• REQUIRED TASK: Give the data again exactly as written, skipping any pictures.

• COLLECTED MATERIAL:
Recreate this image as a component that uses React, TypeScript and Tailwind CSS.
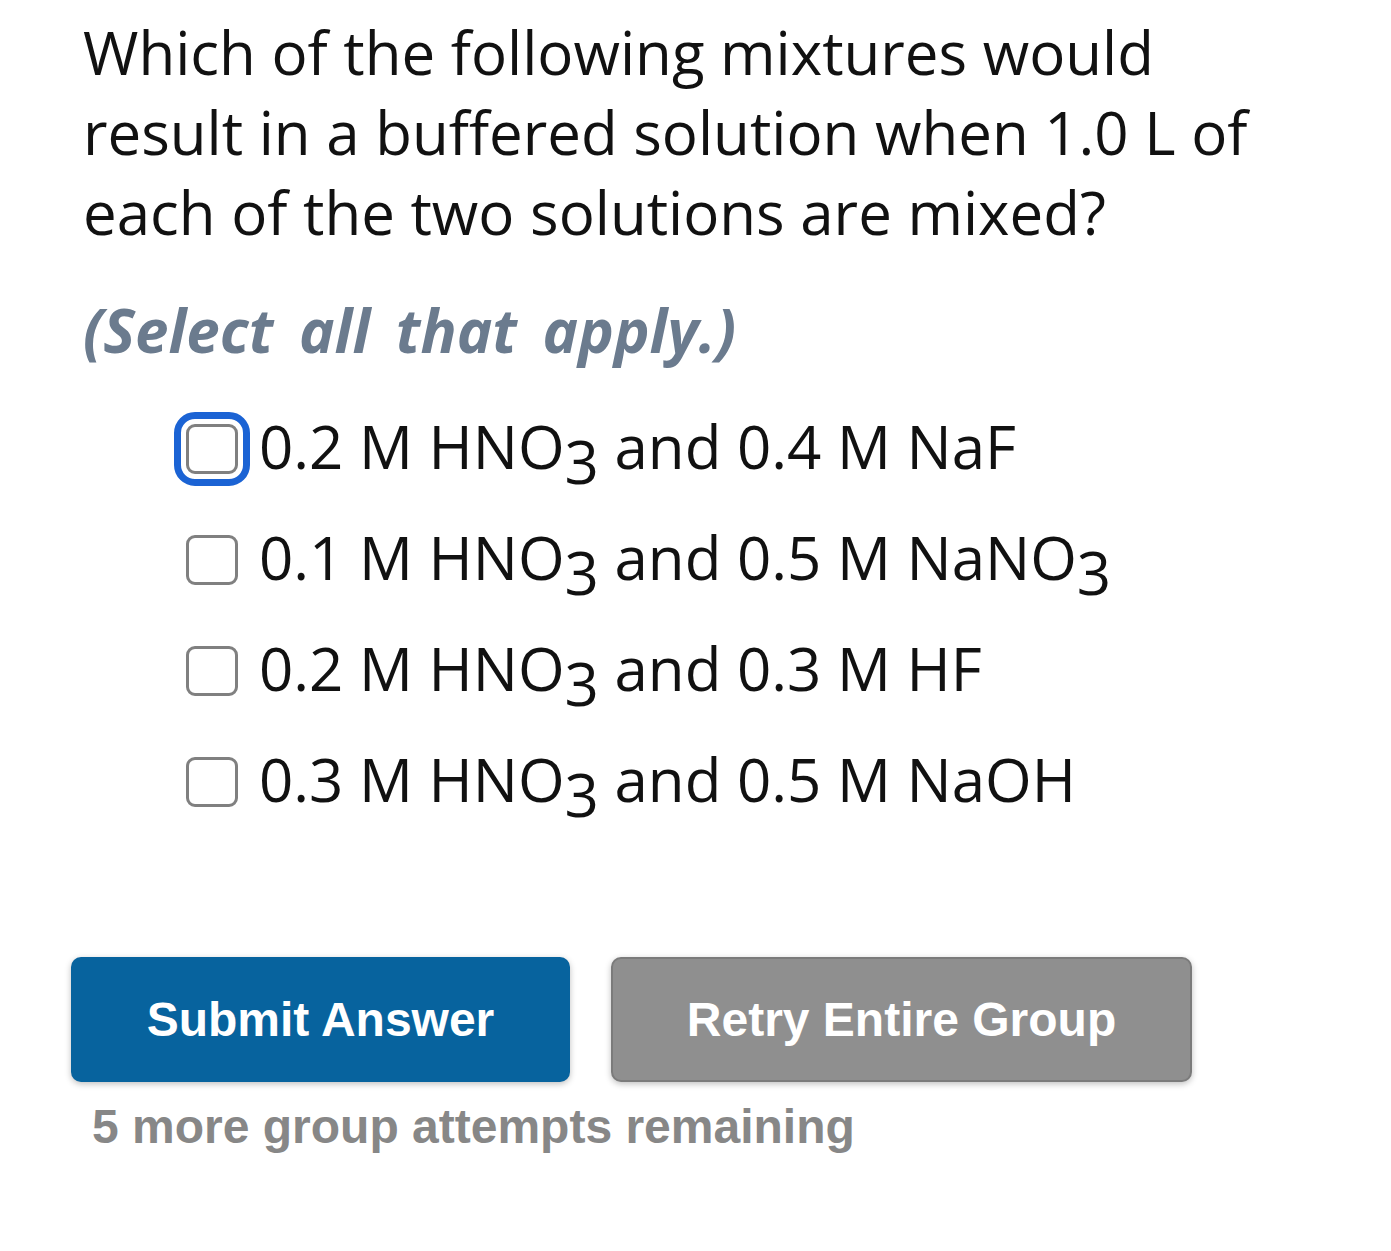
import React from "react";

const options: [string, string][] = [
  ["0.2 M HNO", " and 0.4 M NaF"],
  ["0.1 M HNO", " and 0.5 M NaNO3"],
  ["0.2 M HNO", " and 0.3 M HF"],
  ["0.3 M HNO", " and 0.5 M NaOH"],
];

function Sub3() {
  return <span className="align-[-15px] leading-none">3</span>;
}

function OptionText({ a, b }: { a: string; b: string }) {
  const endsWith3 = b.endsWith("NaNO3");
  return (
    <span className="text-[60px] leading-[80px] text-[#111]">
      {a}
      <Sub3 />
      {endsWith3 ? (
        <>
          {b.slice(0, -1)}
          <Sub3 />
        </>
      ) : (
        b
      )}
    </span>
  );
}

export default function App() {
  return (
    <div
      className="w-[1391px] min-h-[1251px] bg-white"
      style={{ fontFamily: '"Open Sans", sans-serif' }}
    >
      <div className="pl-[83px] pt-[12px]">
        <p className="w-[1200px] text-[60px] leading-[80px] text-[#111]">
          Which of the following mixtures would result in a buffered solution when 1.0 L of each of the two
          solutions are mixed?
        </p>
        <p className="mt-[38px] text-[60px] leading-[80px] font-bold italic text-[#6b7b8e] [word-spacing:10px]">
          (Select all that apply.)
        </p>
      </div>

      <div className="mt-[23px] pl-[186px] flex flex-col">
        {options.map(([a, b], i) => (
          <label key={i} className="h-[111px] flex items-center gap-[21px]">
            <span
              className={
                "w-[52px] h-[50px] shrink-0 rounded-[9px] border-[3px] border-[#808080] bg-white " +
                (i === 0 ? "outline-[7px] outline-solid outline-[#1b63d4] outline-offset-[5px]" : "")
              }
            />
            <OptionText a={a} b={b} />
          </label>
        ))}
      </div>

      <div
        className="mt-[120px] pl-[71px]"
        style={{ fontFamily: '"Liberation Sans", Arial, sans-serif' }}
      >
        <div className="flex gap-[41px]">
          <button className="w-[499px] h-[125px] rounded-[10px] bg-[#07639e] text-white font-bold text-[48px] shadow-[0_2px_6px_rgba(0,0,0,0.25)]">
            Submit Answer
          </button>
          <button className="w-[581px] h-[125px] rounded-[10px] bg-[#8f8f8f] border-2 border-[#7b7b7b] text-white font-bold text-[48px] shadow-[0_2px_6px_rgba(0,0,0,0.25)]">
            Retry Entire Group
          </button>
        </div>
        <p className="mt-[9px] ml-[21px] text-[48px] font-bold text-[#878787]">
          5 more group attempts remaining
        </p>
      </div>
    </div>
  );
}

• CORRECT RESULT:
Recreate this image as a component that uses React, TypeScript and Tailwind CSS.
import React from "react";

const options: [string, string][] = [
  ["0.2 M HNO", " and 0.4 M NaF"],
  ["0.1 M HNO", " and 0.5 M NaNO3"],
  ["0.2 M HNO", " and 0.3 M HF"],
  ["0.3 M HNO", " and 0.5 M NaOH"],
];

function Sub3() {
  return <span className="align-[-15px] leading-none">3</span>;
}

function OptionText({ a, b }: { a: string; b: string }) {
  const endsWith3 = b.endsWith("NaNO3");
  return (
    <span className="text-[60px] leading-[80px] text-[#111]">
      {a}
      <Sub3 />
      {endsWith3 ? (
        <>
          {b.slice(0, -1)}
          <Sub3 />
        </>
      ) : (
        b
      )}
    </span>
  );
}

export default function App() {
  return (
    <div
      className="w-[1391px] min-h-[1251px] bg-white"
      style={{ fontFamily: '"Open Sans", sans-serif' }}
    >
      <div className="pl-[83px] pt-[12px]">
        <p className="w-[1200px] text-[60px] leading-[80px] text-[#111]">
          Which of the following mixtures would result in a buffered solution when 1.0 L of each of the two
          solutions are mixed?
        </p>
        <p className="mt-[38px] text-[60px] leading-[80px] font-bold italic text-[#6b7b8e] [word-spacing:10px]">
          (Select all that apply.)
        </p>
      </div>

      <div className="mt-[23px] pl-[186px] flex flex-col">
        {options.map(([a, b], i) => (
          <label key={i} className="h-[111px] flex items-center gap-[21px]">
            <span
              className={
                "w-[52px] h-[50px] shrink-0 rounded-[9px] border-[3px] border-[#808080] bg-white " +
                (i === 0 ? "outline-[7px] outline-solid outline-[#1b63d4] outline-offset-[5px]" : "")
              }
            />
            <OptionText a={a} b={b} />
          </label>
        ))}
      </div>

      <div
        className="mt-[120px] pl-[71px]"
        style={{ fontFamily: '"Liberation Sans", Arial, sans-serif' }}
      >
        <div className="flex gap-[41px]">
          <button className="w-[499px] h-[125px] rounded-[10px] bg-[#07639e] text-white font-bold text-[48px] shadow-[0_2px_6px_rgba(0,0,0,0.25)]">
            Submit Answer
          </button>
          <button className="w-[581px] h-[125px] rounded-[10px] bg-[#8f8f8f] border-2 border-[#7b7b7b] text-white font-bold text-[48px] shadow-[0_2px_6px_rgba(0,0,0,0.25)]">
            Retry Entire Group
          </button>
        </div>
        <p className="mt-[9px] ml-[21px] text-[48px] font-bold text-[#878787]">
          5 more group attempts remaining
        </p>
      </div>
    </div>
  );
}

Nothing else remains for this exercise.